**To do:** Restate the data exactly as given and keep the pictures out.

**Records to process:**

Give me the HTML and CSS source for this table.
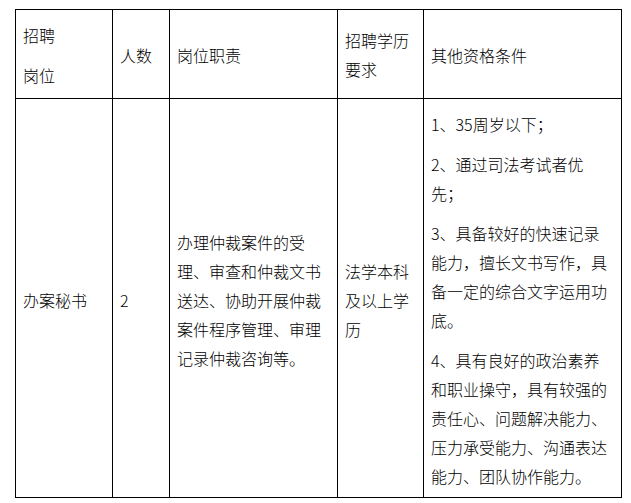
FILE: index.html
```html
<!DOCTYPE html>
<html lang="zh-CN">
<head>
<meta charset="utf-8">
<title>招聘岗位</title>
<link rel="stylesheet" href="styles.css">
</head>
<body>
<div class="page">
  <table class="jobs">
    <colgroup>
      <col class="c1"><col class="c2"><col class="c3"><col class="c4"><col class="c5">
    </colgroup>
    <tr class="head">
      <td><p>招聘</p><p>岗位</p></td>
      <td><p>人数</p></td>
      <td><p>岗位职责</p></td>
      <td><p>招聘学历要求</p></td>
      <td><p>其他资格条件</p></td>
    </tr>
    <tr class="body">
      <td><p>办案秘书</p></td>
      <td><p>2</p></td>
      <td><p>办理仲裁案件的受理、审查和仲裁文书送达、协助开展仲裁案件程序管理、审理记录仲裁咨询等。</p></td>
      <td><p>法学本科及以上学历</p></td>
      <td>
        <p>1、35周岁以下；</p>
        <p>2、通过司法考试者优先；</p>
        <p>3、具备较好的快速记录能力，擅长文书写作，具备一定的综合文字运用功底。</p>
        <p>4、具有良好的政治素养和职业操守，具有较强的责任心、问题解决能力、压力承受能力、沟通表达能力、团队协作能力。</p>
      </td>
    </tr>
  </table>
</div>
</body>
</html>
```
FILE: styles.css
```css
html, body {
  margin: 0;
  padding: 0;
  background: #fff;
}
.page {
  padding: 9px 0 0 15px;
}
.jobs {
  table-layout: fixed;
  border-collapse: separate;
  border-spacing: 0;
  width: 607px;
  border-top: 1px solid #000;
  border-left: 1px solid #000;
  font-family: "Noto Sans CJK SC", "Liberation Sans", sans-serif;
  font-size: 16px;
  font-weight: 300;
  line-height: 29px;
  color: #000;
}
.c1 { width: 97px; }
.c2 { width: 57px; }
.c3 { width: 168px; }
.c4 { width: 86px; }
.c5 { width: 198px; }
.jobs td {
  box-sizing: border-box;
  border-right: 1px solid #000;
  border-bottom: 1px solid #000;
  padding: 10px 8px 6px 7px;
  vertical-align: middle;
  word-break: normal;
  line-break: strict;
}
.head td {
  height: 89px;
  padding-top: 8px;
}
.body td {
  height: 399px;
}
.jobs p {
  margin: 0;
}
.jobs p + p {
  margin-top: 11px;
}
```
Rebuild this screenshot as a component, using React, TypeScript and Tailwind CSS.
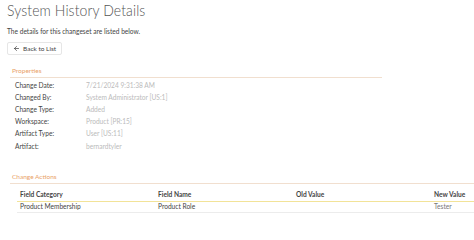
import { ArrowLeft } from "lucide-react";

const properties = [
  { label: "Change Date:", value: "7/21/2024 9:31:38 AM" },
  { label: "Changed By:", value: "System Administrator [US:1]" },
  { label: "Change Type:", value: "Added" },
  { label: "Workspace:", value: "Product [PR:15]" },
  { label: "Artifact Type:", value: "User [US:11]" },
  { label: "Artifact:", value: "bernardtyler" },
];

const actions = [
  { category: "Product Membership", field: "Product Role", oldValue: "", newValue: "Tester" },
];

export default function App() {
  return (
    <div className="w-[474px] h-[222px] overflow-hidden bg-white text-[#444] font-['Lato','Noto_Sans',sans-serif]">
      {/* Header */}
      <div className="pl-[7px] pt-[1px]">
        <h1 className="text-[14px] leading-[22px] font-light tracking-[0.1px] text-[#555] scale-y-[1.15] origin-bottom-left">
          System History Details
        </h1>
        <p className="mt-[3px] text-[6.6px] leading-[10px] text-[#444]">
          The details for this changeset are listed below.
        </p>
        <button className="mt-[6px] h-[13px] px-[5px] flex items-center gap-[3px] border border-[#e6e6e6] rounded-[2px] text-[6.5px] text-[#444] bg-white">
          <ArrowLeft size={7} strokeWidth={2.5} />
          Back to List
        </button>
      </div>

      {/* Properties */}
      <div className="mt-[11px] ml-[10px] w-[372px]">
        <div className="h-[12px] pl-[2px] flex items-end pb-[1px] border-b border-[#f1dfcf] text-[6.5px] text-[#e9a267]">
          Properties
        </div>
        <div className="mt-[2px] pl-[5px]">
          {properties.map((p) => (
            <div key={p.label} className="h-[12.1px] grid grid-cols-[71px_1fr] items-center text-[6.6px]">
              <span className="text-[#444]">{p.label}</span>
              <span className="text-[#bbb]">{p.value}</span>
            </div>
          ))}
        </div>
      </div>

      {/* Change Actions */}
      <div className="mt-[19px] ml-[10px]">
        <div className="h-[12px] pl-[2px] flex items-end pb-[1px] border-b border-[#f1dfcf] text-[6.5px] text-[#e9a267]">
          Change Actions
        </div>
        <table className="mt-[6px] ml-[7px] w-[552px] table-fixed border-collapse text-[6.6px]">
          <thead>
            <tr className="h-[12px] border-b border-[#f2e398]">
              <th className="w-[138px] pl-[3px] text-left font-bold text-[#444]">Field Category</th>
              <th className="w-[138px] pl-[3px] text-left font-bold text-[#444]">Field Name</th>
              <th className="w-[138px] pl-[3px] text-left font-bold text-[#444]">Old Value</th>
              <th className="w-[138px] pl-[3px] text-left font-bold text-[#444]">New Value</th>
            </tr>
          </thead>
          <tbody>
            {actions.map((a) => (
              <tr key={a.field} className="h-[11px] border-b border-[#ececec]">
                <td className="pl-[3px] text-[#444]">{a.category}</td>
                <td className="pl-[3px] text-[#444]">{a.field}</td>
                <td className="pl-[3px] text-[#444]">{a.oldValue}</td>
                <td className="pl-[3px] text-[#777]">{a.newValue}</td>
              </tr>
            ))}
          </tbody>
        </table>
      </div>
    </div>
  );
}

**Worked answer:**
Give me the HTML and CSS source for this table.
FILE: index.html
```html
<!DOCTYPE html>
<html lang="zh-CN">
<head>
<meta charset="utf-8">
<title>招聘岗位</title>
<link rel="stylesheet" href="styles.css">
</head>
<body>
<div class="page">
  <table class="jobs">
    <colgroup>
      <col class="c1"><col class="c2"><col class="c3"><col class="c4"><col class="c5">
    </colgroup>
    <tr class="head">
      <td><p>招聘</p><p>岗位</p></td>
      <td><p>人数</p></td>
      <td><p>岗位职责</p></td>
      <td><p>招聘学历要求</p></td>
      <td><p>其他资格条件</p></td>
    </tr>
    <tr class="body">
      <td><p>办案秘书</p></td>
      <td><p>2</p></td>
      <td><p>办理仲裁案件的受理、审查和仲裁文书送达、协助开展仲裁案件程序管理、审理记录仲裁咨询等。</p></td>
      <td><p>法学本科及以上学历</p></td>
      <td>
        <p>1、35周岁以下；</p>
        <p>2、通过司法考试者优先；</p>
        <p>3、具备较好的快速记录能力，擅长文书写作，具备一定的综合文字运用功底。</p>
        <p>4、具有良好的政治素养和职业操守，具有较强的责任心、问题解决能力、压力承受能力、沟通表达能力、团队协作能力。</p>
      </td>
    </tr>
  </table>
</div>
</body>
</html>
```
FILE: styles.css
```css
html, body {
  margin: 0;
  padding: 0;
  background: #fff;
}
.page {
  padding: 9px 0 0 15px;
}
.jobs {
  table-layout: fixed;
  border-collapse: separate;
  border-spacing: 0;
  width: 607px;
  border-top: 1px solid #000;
  border-left: 1px solid #000;
  font-family: "Noto Sans CJK SC", "Liberation Sans", sans-serif;
  font-size: 16px;
  font-weight: 300;
  line-height: 29px;
  color: #000;
}
.c1 { width: 97px; }
.c2 { width: 57px; }
.c3 { width: 168px; }
.c4 { width: 86px; }
.c5 { width: 198px; }
.jobs td {
  box-sizing: border-box;
  border-right: 1px solid #000;
  border-bottom: 1px solid #000;
  padding: 10px 8px 6px 7px;
  vertical-align: middle;
  word-break: normal;
  line-break: strict;
}
.head td {
  height: 89px;
  padding-top: 8px;
}
.body td {
  height: 399px;
}
.jobs p {
  margin: 0;
}
.jobs p + p {
  margin-top: 11px;
}
```
Rebuild this screenshot as a component, using React, TypeScript and Tailwind CSS.
import { ArrowLeft } from "lucide-react";

const properties = [
  { label: "Change Date:", value: "7/21/2024 9:31:38 AM" },
  { label: "Changed By:", value: "System Administrator [US:1]" },
  { label: "Change Type:", value: "Added" },
  { label: "Workspace:", value: "Product [PR:15]" },
  { label: "Artifact Type:", value: "User [US:11]" },
  { label: "Artifact:", value: "bernardtyler" },
];

const actions = [
  { category: "Product Membership", field: "Product Role", oldValue: "", newValue: "Tester" },
];

export default function App() {
  return (
    <div className="w-[474px] h-[222px] overflow-hidden bg-white text-[#444] font-['Lato','Noto_Sans',sans-serif]">
      {/* Header */}
      <div className="pl-[7px] pt-[1px]">
        <h1 className="text-[14px] leading-[22px] font-light tracking-[0.1px] text-[#555] scale-y-[1.15] origin-bottom-left">
          System History Details
        </h1>
        <p className="mt-[3px] text-[6.6px] leading-[10px] text-[#444]">
          The details for this changeset are listed below.
        </p>
        <button className="mt-[6px] h-[13px] px-[5px] flex items-center gap-[3px] border border-[#e6e6e6] rounded-[2px] text-[6.5px] text-[#444] bg-white">
          <ArrowLeft size={7} strokeWidth={2.5} />
          Back to List
        </button>
      </div>

      {/* Properties */}
      <div className="mt-[11px] ml-[10px] w-[372px]">
        <div className="h-[12px] pl-[2px] flex items-end pb-[1px] border-b border-[#f1dfcf] text-[6.5px] text-[#e9a267]">
          Properties
        </div>
        <div className="mt-[2px] pl-[5px]">
          {properties.map((p) => (
            <div key={p.label} className="h-[12.1px] grid grid-cols-[71px_1fr] items-center text-[6.6px]">
              <span className="text-[#444]">{p.label}</span>
              <span className="text-[#bbb]">{p.value}</span>
            </div>
          ))}
        </div>
      </div>

      {/* Change Actions */}
      <div className="mt-[19px] ml-[10px]">
        <div className="h-[12px] pl-[2px] flex items-end pb-[1px] border-b border-[#f1dfcf] text-[6.5px] text-[#e9a267]">
          Change Actions
        </div>
        <table className="mt-[6px] ml-[7px] w-[552px] table-fixed border-collapse text-[6.6px]">
          <thead>
            <tr className="h-[12px] border-b border-[#f2e398]">
              <th className="w-[138px] pl-[3px] text-left font-bold text-[#444]">Field Category</th>
              <th className="w-[138px] pl-[3px] text-left font-bold text-[#444]">Field Name</th>
              <th className="w-[138px] pl-[3px] text-left font-bold text-[#444]">Old Value</th>
              <th className="w-[138px] pl-[3px] text-left font-bold text-[#444]">New Value</th>
            </tr>
          </thead>
          <tbody>
            {actions.map((a) => (
              <tr key={a.field} className="h-[11px] border-b border-[#ececec]">
                <td className="pl-[3px] text-[#444]">{a.category}</td>
                <td className="pl-[3px] text-[#444]">{a.field}</td>
                <td className="pl-[3px] text-[#444]">{a.oldValue}</td>
                <td className="pl-[3px] text-[#777]">{a.newValue}</td>
              </tr>
            ))}
          </tbody>
        </table>
      </div>
    </div>
  );
}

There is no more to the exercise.